- _EXERCISE_
Nothing but the lines from the top of the data to the line holding "number; title: string;" should be printed, word for word and both ends included; leave the pictures out.

- _ITEMS_
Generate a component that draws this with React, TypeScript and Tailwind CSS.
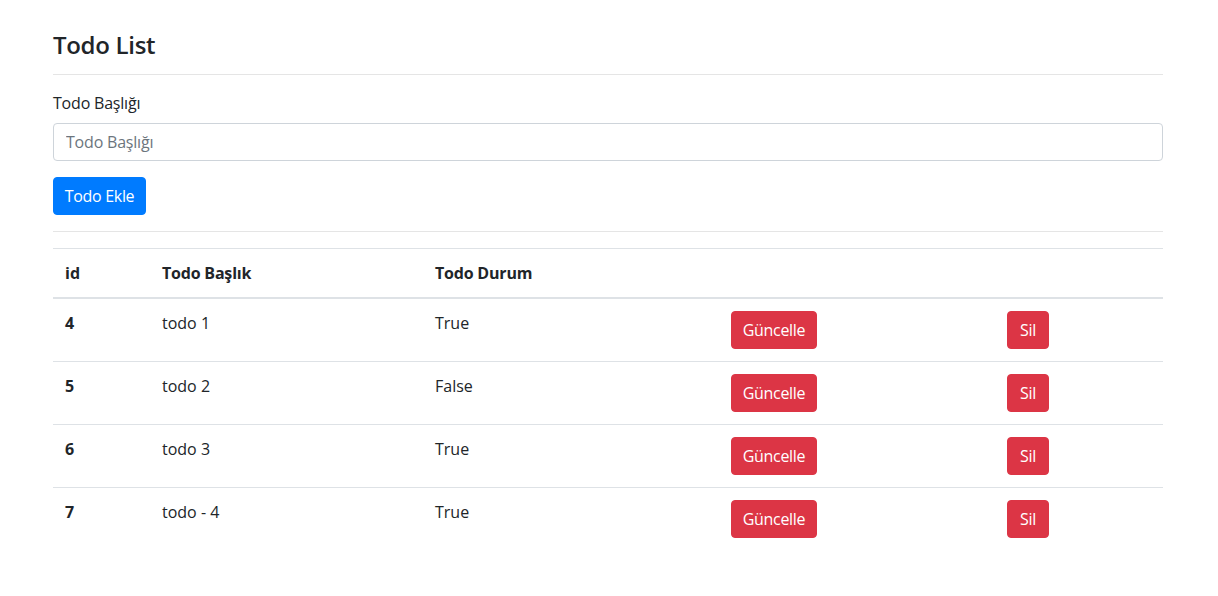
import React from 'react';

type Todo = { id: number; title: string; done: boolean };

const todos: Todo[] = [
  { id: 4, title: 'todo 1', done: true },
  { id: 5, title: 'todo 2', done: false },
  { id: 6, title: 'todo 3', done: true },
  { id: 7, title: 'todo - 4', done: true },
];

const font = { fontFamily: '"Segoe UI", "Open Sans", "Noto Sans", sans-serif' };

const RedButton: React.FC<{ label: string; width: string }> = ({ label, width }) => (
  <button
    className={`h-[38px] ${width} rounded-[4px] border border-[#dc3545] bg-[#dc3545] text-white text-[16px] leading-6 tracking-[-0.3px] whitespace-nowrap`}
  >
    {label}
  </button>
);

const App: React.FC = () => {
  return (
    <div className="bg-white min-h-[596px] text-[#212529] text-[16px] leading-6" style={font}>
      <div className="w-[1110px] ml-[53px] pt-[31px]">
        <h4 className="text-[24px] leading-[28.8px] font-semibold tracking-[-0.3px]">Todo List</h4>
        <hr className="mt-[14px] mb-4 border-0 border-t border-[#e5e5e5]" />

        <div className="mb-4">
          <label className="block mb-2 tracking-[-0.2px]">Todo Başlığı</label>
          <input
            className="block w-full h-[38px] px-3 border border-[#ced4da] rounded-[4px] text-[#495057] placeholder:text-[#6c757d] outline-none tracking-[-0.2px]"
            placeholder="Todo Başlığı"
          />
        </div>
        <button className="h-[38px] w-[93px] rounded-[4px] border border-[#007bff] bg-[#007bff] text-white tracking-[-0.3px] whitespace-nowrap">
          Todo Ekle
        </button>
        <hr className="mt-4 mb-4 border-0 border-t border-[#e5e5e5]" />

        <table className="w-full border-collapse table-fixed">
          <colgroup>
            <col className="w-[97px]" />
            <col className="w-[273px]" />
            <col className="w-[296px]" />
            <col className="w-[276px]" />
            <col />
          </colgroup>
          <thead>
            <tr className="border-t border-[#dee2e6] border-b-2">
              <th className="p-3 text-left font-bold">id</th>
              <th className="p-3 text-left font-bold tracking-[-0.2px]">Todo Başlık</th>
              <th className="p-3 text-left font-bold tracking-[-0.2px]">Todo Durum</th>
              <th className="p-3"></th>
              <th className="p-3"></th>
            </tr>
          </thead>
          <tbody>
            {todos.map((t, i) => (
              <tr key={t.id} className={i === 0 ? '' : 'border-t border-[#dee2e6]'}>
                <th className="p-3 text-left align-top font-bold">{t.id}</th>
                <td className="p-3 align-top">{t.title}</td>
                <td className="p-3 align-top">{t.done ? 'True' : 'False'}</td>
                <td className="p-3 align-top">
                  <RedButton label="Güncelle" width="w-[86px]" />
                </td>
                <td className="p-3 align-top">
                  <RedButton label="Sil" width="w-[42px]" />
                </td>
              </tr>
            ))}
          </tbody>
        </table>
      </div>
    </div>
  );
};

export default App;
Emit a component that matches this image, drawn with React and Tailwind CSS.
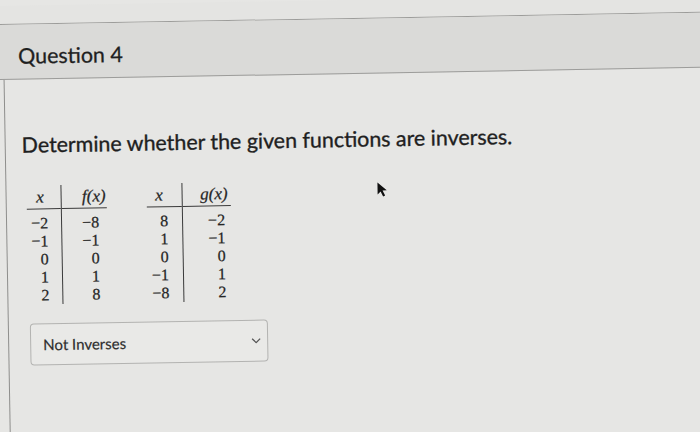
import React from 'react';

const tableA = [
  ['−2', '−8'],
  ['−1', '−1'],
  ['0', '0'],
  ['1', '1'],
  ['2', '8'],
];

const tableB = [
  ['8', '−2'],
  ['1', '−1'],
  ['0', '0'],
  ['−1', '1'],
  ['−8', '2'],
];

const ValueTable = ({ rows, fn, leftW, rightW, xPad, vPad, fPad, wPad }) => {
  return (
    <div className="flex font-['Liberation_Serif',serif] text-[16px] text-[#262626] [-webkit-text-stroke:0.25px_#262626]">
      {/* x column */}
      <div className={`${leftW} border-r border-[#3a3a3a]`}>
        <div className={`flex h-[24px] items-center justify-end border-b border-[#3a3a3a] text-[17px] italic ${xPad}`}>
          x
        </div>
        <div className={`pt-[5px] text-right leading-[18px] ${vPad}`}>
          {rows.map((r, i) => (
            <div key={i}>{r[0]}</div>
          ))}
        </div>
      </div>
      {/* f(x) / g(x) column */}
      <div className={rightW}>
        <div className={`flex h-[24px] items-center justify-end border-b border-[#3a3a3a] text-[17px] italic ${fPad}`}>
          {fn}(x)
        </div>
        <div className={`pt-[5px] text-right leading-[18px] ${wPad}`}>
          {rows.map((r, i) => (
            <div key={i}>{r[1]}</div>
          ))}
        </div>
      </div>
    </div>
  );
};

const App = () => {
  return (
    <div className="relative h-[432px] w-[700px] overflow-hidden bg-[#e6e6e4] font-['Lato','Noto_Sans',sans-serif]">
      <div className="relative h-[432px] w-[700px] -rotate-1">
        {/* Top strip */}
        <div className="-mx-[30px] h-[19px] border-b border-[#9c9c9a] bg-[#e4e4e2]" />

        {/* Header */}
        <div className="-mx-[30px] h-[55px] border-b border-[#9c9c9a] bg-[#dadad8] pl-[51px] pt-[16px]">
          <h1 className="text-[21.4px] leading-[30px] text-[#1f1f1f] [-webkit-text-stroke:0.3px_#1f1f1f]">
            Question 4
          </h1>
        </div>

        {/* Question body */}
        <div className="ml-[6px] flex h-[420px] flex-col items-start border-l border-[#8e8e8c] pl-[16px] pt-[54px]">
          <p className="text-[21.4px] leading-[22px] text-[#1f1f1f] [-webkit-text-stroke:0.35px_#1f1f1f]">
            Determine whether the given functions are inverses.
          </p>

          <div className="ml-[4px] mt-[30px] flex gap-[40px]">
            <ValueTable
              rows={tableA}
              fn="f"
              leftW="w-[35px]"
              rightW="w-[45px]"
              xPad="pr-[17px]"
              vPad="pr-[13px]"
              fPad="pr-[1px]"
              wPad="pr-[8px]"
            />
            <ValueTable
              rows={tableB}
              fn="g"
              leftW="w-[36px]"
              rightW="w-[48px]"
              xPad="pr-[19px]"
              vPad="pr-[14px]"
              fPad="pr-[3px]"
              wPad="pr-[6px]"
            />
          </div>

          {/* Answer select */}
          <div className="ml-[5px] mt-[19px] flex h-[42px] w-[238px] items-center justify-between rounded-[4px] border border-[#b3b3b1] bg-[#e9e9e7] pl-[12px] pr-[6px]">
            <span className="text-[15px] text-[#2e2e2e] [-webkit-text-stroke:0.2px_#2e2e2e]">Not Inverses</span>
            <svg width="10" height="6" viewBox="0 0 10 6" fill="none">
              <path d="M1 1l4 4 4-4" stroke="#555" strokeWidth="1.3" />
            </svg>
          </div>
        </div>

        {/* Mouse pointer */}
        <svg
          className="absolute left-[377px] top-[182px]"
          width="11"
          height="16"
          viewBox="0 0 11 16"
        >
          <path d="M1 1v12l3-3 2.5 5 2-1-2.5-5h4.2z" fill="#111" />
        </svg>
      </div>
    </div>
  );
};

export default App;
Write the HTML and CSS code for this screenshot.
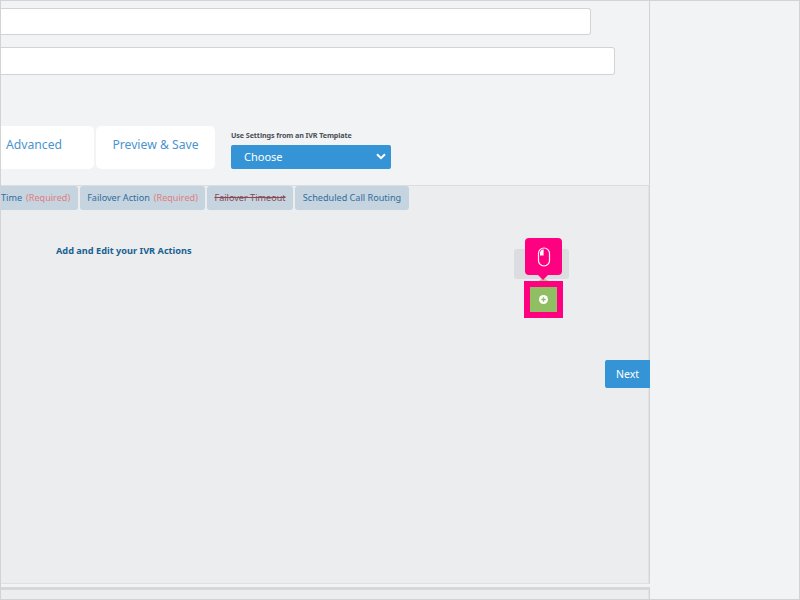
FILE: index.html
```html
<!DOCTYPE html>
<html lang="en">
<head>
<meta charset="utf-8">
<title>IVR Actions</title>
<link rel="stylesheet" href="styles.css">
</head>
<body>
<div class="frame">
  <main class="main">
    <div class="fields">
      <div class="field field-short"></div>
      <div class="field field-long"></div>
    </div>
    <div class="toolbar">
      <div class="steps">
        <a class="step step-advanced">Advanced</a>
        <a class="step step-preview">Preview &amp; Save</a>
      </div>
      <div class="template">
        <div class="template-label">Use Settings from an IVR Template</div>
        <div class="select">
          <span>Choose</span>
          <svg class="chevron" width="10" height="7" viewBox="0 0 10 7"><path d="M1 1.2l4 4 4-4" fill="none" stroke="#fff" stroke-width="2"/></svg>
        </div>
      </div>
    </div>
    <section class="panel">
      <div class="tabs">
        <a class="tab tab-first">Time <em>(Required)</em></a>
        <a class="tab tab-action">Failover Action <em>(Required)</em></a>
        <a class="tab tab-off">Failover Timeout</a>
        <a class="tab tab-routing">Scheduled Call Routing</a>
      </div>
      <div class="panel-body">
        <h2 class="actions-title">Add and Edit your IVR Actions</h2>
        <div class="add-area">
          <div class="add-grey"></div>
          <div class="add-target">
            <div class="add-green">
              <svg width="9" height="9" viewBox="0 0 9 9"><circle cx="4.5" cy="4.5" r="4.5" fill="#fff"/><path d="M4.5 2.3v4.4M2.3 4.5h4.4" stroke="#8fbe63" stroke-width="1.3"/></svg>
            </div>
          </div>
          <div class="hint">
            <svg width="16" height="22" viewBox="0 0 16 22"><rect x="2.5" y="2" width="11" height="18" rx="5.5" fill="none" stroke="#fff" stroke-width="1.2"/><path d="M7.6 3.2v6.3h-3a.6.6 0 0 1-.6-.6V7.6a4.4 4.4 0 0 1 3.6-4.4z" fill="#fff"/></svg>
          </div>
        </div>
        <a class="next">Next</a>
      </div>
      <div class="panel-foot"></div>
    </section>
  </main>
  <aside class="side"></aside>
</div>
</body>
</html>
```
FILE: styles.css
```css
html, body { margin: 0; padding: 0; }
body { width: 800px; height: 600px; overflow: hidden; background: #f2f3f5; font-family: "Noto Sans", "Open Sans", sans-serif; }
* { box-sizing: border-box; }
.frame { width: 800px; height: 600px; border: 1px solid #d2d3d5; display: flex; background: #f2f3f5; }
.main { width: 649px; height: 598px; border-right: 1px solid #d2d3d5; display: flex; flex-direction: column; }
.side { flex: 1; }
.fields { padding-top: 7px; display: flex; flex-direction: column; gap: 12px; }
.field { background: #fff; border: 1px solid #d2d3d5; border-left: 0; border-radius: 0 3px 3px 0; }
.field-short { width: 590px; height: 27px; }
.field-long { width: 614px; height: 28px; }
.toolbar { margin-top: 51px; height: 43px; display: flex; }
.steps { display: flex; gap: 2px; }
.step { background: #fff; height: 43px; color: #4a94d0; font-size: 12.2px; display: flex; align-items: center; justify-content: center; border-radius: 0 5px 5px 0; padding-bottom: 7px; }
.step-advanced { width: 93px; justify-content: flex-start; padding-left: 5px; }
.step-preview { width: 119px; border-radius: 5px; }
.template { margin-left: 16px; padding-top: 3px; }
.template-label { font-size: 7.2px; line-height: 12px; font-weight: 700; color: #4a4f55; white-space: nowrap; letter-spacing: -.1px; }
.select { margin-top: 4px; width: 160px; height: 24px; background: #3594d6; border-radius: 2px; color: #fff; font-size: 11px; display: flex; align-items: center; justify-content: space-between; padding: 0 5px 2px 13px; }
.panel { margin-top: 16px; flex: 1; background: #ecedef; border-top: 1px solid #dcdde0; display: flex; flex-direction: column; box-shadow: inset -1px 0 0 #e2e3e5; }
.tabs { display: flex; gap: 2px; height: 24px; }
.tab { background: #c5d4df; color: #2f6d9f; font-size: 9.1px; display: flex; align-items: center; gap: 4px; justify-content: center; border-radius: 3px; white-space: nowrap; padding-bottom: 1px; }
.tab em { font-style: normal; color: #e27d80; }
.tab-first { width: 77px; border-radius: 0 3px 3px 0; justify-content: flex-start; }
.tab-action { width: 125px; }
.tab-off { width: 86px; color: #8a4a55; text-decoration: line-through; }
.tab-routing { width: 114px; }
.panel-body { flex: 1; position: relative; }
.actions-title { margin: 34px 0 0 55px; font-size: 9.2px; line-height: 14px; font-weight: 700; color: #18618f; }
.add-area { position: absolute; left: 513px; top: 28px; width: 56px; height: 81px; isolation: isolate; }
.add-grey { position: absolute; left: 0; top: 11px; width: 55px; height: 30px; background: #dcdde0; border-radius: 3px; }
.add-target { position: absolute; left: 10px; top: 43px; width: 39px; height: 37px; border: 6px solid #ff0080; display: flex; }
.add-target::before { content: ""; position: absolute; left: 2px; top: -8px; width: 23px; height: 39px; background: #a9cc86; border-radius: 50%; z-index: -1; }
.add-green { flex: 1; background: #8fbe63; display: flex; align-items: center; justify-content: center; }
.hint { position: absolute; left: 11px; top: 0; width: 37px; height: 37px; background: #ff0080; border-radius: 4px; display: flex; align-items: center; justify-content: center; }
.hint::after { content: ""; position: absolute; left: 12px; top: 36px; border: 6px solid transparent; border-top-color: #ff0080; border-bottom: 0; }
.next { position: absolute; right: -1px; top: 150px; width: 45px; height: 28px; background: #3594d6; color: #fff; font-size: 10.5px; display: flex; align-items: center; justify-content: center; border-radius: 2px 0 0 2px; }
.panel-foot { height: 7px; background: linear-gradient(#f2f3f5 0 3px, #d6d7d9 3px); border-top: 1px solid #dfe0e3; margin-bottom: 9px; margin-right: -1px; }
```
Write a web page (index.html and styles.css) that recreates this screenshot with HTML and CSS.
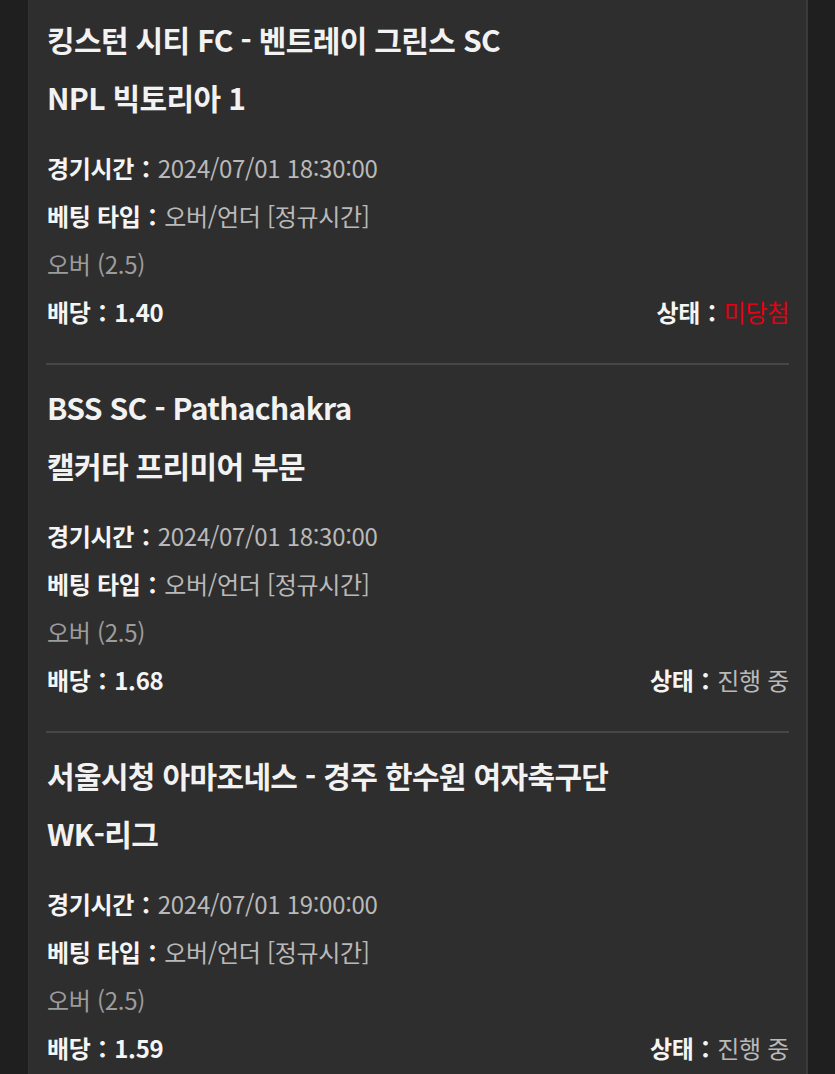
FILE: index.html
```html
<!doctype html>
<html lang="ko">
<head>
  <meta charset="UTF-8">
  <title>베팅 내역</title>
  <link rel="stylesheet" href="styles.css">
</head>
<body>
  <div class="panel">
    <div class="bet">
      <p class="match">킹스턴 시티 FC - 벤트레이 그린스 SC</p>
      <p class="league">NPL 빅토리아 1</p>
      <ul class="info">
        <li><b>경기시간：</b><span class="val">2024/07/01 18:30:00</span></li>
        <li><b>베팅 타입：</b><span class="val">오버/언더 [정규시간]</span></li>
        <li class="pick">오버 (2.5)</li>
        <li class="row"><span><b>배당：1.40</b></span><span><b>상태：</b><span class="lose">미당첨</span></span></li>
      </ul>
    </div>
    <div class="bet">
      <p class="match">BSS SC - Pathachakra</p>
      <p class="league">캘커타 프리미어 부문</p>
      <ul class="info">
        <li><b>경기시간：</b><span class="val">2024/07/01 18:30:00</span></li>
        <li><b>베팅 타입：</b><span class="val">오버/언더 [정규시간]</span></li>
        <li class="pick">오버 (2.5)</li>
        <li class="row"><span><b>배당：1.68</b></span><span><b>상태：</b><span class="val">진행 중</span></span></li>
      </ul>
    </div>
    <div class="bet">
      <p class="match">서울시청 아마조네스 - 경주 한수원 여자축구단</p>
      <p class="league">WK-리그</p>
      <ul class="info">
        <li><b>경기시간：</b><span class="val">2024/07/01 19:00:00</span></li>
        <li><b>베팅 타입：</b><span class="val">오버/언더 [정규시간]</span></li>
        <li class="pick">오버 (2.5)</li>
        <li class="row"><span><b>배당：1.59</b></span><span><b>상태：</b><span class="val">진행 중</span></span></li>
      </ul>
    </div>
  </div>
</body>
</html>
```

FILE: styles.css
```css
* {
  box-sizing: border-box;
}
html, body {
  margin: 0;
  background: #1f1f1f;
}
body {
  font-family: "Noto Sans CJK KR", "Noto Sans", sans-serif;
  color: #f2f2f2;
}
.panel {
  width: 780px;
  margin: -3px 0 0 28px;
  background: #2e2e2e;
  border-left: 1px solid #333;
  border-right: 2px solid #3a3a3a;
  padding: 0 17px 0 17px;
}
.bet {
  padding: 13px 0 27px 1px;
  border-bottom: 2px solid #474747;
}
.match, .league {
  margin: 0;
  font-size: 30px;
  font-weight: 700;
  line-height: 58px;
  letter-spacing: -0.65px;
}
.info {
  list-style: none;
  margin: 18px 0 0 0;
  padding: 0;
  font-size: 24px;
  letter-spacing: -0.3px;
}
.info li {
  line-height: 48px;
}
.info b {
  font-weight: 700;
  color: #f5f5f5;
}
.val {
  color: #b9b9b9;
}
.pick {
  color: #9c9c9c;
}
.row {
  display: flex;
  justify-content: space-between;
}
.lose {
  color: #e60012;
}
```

- _OUTPUT BELOW_
Generate a component that draws this with React, TypeScript and Tailwind CSS.
import React from 'react';

type Todo = { id: number; title: string; done: boolean };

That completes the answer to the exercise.